Civil Conspiracy Claims
The court addressed AmTTech's civil conspiracy claims against both defendants, noting that under Texas law, conspiracy claims are not actionable if they are based solely on a breach of contract that did not occur. Since the court had already concluded that Doosan did not breach the agreement, it followed that the civil conspiracy claim could not stand. AmTTech's allegations regarding conspiratorial actions did not change the underlying fact that no breach existed. Therefore, the court ruled in favor of the defendants, dismissing the civil conspiracy claims on the grounds that they lacked a valid legal basis.
Deceptive Trade Practices Act (DTPA) Violations
The court found that AmTTech's claims under the Deceptive Trade Practices Act were also without merit. To establish a DTPA claim, a plaintiff must demonstrate that they are a consumer and that the defendant committed a deceptive act that caused damages. The court highlighted that AmTTech's allegations centered on the termination of the distributorship agreement rather than any defect in the goods supplied by Doosan. Furthermore, the court noted that AmTTech did not qualify as a consumer under the DTPA, as it was a business entity with assets exceeding the threshold defined by the statute. Since AmTTech's claims did not satisfy the consumer requirement of the DTPA, the court dismissed this claim as well.
Declaratory Judgment Request
AmTTech sought a declaratory judgment to nullify Doosan's termination notice, arguing that it failed to provide the requisite notice under the Texas Business and Commerce Code and did not have good cause for the termination.
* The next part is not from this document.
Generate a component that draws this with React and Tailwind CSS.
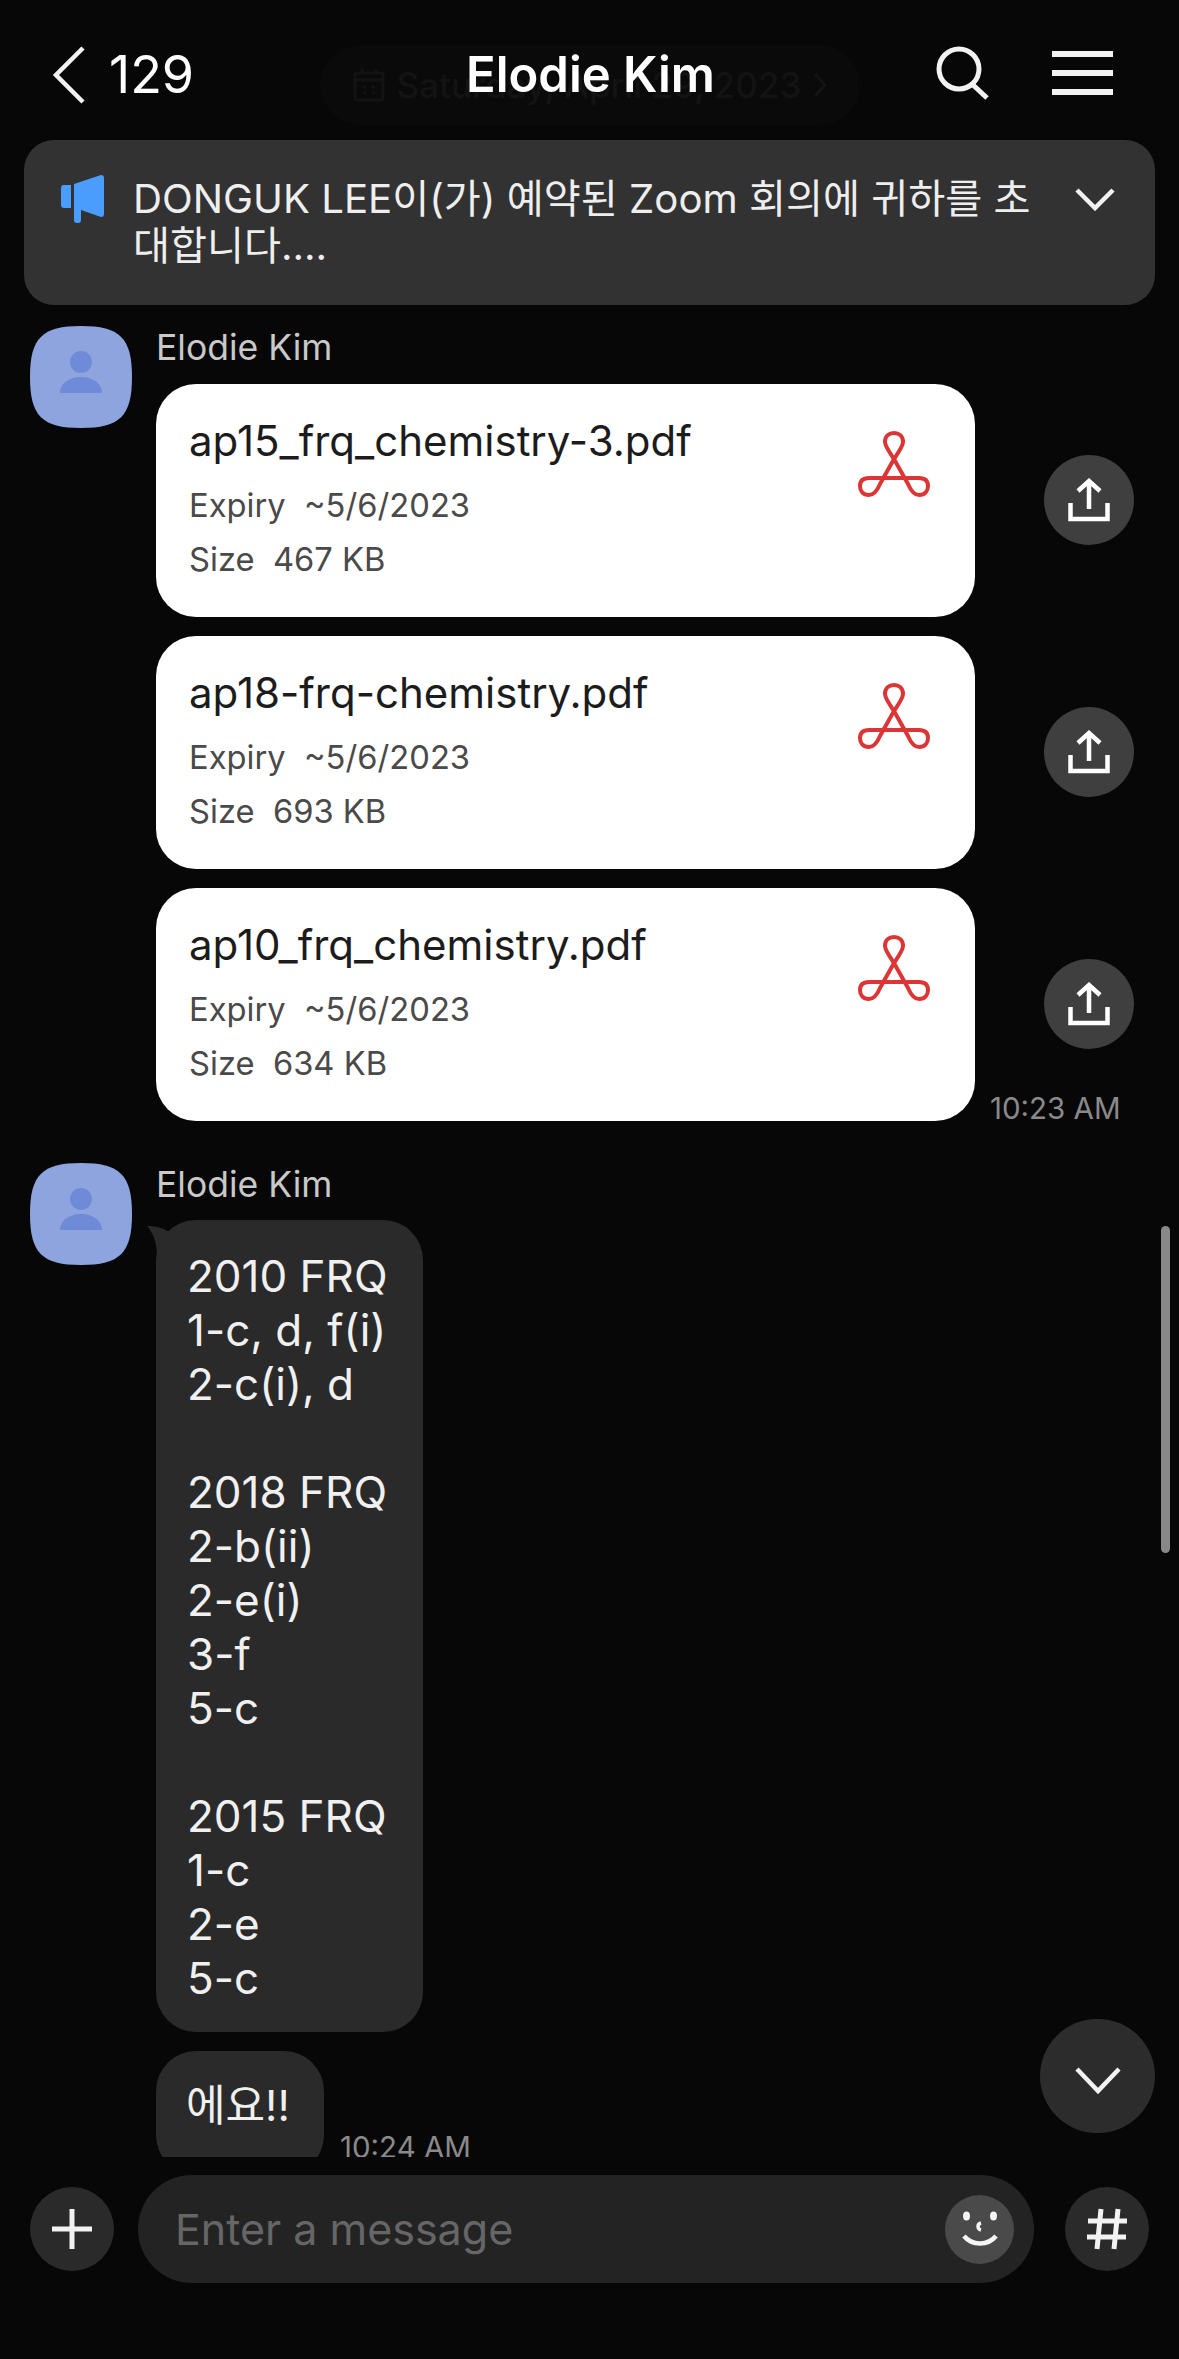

However, since the court had already ruled that the Texas Fair Practices Act did not apply to the agreement, it followed that AmTTech could not support its request for declaratory relief based on the alleged violations of that Act. The court concluded that because the foundational claims regarding the Act were dismissed, the claim for declaratory judgment was likewise invalid and was dismissed accordingly.